Zwischen Verniedlichung und Zumutung

Die verniedlichende Folklore, es könne ein Krippenkind die Welt erlösen, wird nur noch überboten von der Zumutung, dies sei die Leistung eines Toten, der am Kreuz elendig erstickte. Was freilich beide Lebensphasen Jesu verbindet, ja sein gesamtes Wirken kennzeichnet, ist das Urteil, in allem sei er ein Unschuldiger. Das ist das wahre Wunder der Weihnacht, dass ein Mensch von Anfang bis zum Ende sich an nichts und niemandem vergangen, alles hingegeben und nichts vorbehalten hat. Die Geschichten, die über seinen Lebensbeginn erzählt werden, handeln – nicht vornehmlich von ritueller Reinheit, sondern – von einer Makellosigkeit, die der erste Theologe Paulus beschrieb als fundamentale Unkenntnis: Dieser Mensch ist der einzige, „der von keiner Sünde wusste“ (1. Kor. 5, 21), was nicht zu verwechseln ist mit moralischer Naivität. Das Böse ist ihm schlicht fremd. Wohingegen es uns im besten Fall als befremdlich erscheint. Es ist diese ungetrübte Unschuld, die in Bethlehems Stall genau so bestaunt wird, wie wir sie für jedes Neugeborene erhoffen und wünschen, es möge nicht allzu schnell mit der Härte der Realität konfrontiert werden und könne wohlbehütet aufwachsen. Nur dass diese Realitätshärte im Bericht vom neugeborenen Gottessohn dann gleich rücksichtslos mit Obdachlosigkeit und Unbehaustheit, Stallgestank und den Mordgelüsten eines orientalischen Potentaten zuschlägt. Die Unschuld Jesu, so die Erzählungen, muss sich in der Weltwirklichkeit als unkorrumpierbar erweisen, darf nicht von Trotz, Bitterkeit, Zynismus, Hass befallen werden. Sofern ihr das gelingt, bleibt eines ausgeschlossen: Ein solcher Mensch taugt nicht als Vorbild. Er ist der „ganz Andere“. Das aber ist die Eigenschaft Gottes, ganz und gar anders zu sein. Genau dies ist die Botschaft der Weihnachtsgeschichte: Gott kommt anders, und bleibt es.

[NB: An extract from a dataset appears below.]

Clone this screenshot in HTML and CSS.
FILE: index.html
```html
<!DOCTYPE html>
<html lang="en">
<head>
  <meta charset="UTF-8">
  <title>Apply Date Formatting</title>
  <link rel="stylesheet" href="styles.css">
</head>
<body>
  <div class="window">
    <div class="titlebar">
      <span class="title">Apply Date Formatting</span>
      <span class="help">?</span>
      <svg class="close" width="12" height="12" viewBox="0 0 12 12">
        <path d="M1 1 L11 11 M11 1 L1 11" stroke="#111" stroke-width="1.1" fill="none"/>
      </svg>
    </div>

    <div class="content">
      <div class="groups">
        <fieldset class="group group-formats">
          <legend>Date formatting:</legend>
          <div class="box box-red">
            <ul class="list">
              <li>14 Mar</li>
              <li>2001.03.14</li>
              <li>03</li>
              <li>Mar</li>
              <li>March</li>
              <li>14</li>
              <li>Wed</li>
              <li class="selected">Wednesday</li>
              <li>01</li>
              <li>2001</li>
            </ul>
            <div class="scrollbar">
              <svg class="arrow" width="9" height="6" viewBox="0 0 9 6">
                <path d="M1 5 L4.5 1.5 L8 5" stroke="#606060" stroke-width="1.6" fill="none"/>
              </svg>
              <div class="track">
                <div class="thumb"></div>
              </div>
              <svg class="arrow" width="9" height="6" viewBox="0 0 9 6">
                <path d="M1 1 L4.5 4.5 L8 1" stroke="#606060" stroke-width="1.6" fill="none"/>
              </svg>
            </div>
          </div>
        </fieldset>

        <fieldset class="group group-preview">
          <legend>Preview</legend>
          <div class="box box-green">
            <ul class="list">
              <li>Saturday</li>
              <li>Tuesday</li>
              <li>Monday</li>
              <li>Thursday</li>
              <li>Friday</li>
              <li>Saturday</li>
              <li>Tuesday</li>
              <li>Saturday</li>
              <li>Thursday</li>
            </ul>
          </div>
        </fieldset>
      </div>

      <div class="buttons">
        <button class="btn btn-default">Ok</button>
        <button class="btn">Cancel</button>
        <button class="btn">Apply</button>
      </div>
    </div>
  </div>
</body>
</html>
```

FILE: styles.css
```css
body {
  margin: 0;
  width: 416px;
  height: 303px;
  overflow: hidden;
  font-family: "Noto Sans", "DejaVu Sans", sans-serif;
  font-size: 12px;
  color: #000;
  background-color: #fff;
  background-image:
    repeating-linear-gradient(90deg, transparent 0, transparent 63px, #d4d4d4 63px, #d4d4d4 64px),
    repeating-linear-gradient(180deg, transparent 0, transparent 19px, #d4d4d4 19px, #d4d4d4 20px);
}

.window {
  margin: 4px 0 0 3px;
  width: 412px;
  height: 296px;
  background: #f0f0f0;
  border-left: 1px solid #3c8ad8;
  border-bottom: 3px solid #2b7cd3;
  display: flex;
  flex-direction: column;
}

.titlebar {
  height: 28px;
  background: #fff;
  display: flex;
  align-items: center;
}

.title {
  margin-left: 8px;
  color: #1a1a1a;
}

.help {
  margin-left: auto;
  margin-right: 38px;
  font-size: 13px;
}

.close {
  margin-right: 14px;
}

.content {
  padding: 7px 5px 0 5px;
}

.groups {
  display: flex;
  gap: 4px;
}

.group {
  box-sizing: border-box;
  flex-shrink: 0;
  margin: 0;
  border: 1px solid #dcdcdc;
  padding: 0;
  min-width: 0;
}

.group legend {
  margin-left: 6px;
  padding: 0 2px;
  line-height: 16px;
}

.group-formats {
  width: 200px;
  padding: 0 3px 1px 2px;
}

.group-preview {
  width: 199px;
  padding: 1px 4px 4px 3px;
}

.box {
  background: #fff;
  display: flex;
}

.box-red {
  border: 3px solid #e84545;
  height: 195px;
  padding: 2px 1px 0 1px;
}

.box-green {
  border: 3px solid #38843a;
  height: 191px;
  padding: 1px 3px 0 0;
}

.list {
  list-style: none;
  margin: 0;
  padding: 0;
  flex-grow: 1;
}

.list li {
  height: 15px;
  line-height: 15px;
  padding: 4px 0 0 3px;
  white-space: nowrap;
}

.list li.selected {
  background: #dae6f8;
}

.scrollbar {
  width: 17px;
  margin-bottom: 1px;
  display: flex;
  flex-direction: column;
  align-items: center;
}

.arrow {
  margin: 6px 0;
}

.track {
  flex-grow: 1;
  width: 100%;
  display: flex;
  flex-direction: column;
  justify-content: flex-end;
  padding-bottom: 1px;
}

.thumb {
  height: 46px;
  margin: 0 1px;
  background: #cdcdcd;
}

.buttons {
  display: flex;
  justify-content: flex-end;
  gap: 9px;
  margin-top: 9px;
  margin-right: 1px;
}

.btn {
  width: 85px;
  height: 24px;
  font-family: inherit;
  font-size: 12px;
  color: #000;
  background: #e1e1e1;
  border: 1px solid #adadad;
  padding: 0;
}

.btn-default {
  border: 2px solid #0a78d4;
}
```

Eignet sich das, die Vorstellung zu nähren, so einer könne ein Erlöser sein? Wer sonst sollte es, wo doch selbst in dem Augenblick, da die Todesstrafe über diesen Menschen verhängt wurde, er nicht einmal da etwas für sich wollte, sondern sein unschuldiges Leben einsetzte für uns.